This detailed analysis provides insights into the increasing participation of individual investors, the expansion of mutual funds, the rapid development of the GIFT IFSC banking ecosystem, and trends in the insurance sector. These trends highlight the growing integration of Indian households into financial markets and the evolving landscape of financial services in India.
Banking Ecosystem in GIFT IFSC
The banking ecosystem in GIFT IFSC is evolving rapidly. By March 2024, the total asset size of IFSC Banking Units (IBUs) exceeded USD 60 billion, with cumulative transaction values surpassing USD 795 billion. There has been significant growth in Fund Management Entities (FMEs) and Alternative Investment Funds (AIFs) registered with the International Financial Services Centres Authority (IFSCA). The number of FMEs and funds rose from 39 and 33 in September 2022 to 114 and 120, respectively, by March 2024. This shift highlights GIFT IFSC's emergence as a preferred jurisdiction for global capital pooling by foreign and Indian fund managers.
Equity Cash Segment and Demat
Accounts
In FY24, individual investors
accounted for 35.9% of the equity cash segment turnover. The number of demat
accounts increased significantly, rising from 114.5 million in FY23 to 151.4
million in FY24. This growth reflects a rising interest in equity markets among
individual investors.
Growth in Investor Base and
Mutual Funds
The investor base registered at NSE nearly tripled from March 2020 to March 2024, reaching 92 million by the end of March 2024. This expansion indicates that about 20% of Indian households are now channeling their savings into financial markets. FY24 was a remarkable year for mutual funds (MFs), with assets under management (AuM) increasing by ₹14 lakh crore, a 35% year-on-year growth, bringing the total AuM to ₹53.4 lakh crore. This growth was driven by mark-to-market gains and the overall expansion of the industry. The total number of MF folios grew from 146 million at the end of FY23 to 178 million at the end of FY24.
Increased Retail
Participation
The number of unique tax IDs registered on the NSE surged from 27 million in FY19 to 92 million in FY24. This heightened retail participation has contributed to the stability of the Indian capital market. Net inflows were observed across most categories of MF schemes, except for income/debt-oriented schemes. Notably, inflows into growth/equity-oriented and hybrid schemes comprised over 90% of net MF inflows.

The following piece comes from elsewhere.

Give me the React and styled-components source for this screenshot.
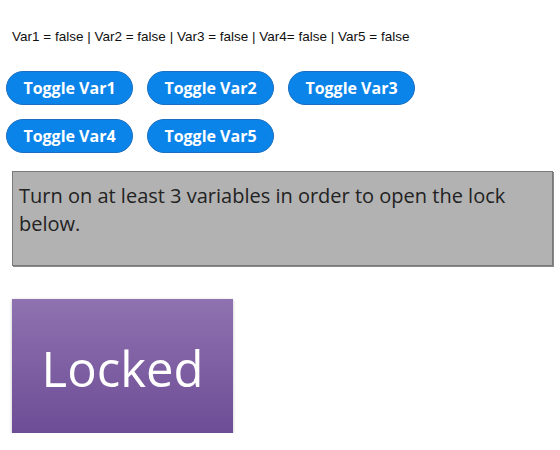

Systematic Investment Plans
(SIPs)
The mutual fund segment has around 84 million SIP accounts, through which investors regularly invest in schemes. Annual net SIP flows have doubled over the past three years, increasing from ₹0.96 lakh crore in FY21 to ₹2 lakh crore in FY24. SIPs now constitute approximately 35% of the AuM of equity-oriented MF schemes. This has led to an increase in MF ownership of Indian equities from 7.7% as of December 2021 to 9.2% as of December 2023.
Insurance Sector Trends
Overall insurance penetration in India slightly moderated to 4% in FY23 from 4.2% in FY22. Life insurance penetration declined from 3.2% in FY22 to 3% in FY23, while non-life insurance penetration remained flat at 1%. Insurance density increased from USD 91 in FY22 to USD 92 in FY23, with the life insurance segment rising from USD 69 to USD 70, and the non-life segment remaining stable.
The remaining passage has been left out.